Use of derivatives to integrate a function

Question

I want to calculate the integral of $\int \frac {1}{(a+b\cos (x))^2} $ using derivative of a function which partly gives the answer and after manipulations gives the integral.

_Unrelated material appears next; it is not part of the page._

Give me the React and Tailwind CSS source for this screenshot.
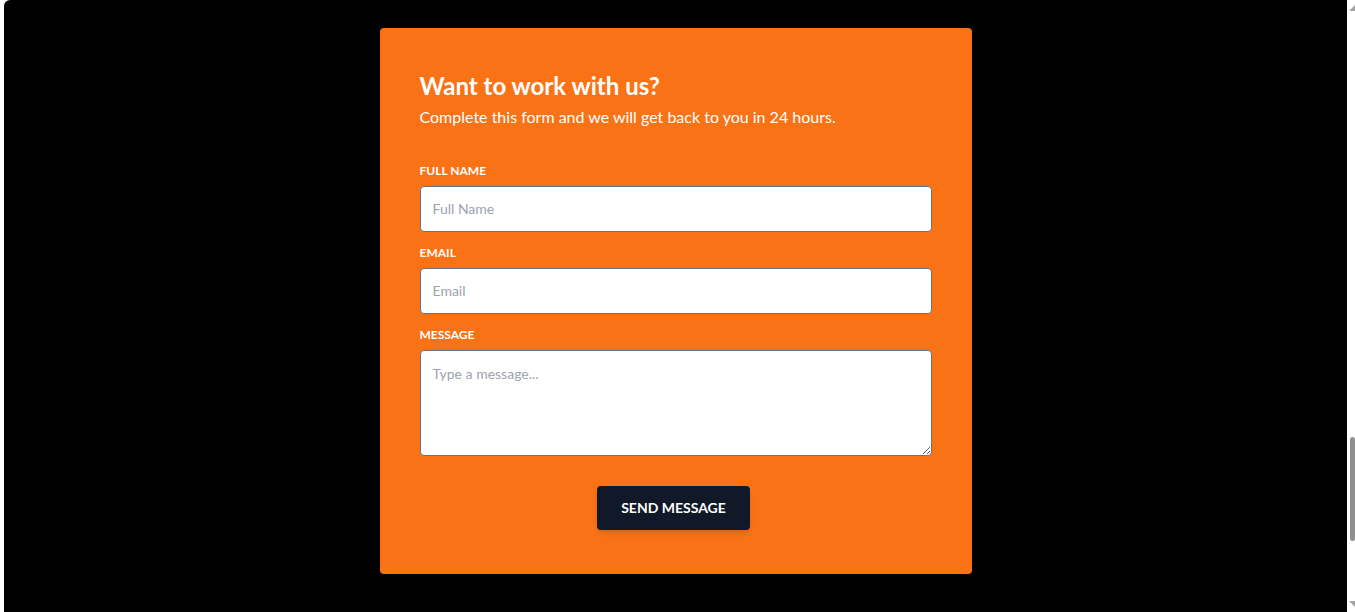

Like for example if we want to calculate the integral of $g (x)=\int \frac {a+b\cos (x)}{(b+a\cos (x))^2} $ we try to develop a function such that $g (x)=\frac {f (x)}{b+a\cos (x)} $ and then differentiate both sides and get $f (x)=\sin (x) $ . Can this way be applied to the integral which I want to calculate?

Answer 1

Note that we can write

$$\int \frac{1}{(a+b\cos(x))^2}\,dx=-\frac{d}{da} \underbrace{\int\frac{1}{a+b\cos(x)}\,dx}_{\text{Evaluate Using Weierstrass Sub}}$$

Answer 2

Answering to your specific question, yo can do $$\frac{a + b\cos x}{(b + a\cos x)^2} = g'(x) = \frac{f'(x)(b + a\cos x) - f(x)(-a\sin x)}{(b + a\cos x)^2},$$ $$a + b\cos x = (b + a\cos x)f'(x) + (a\sin x)f(x).$$ And $f$ will be the solution of a differential equation. Not a good deal.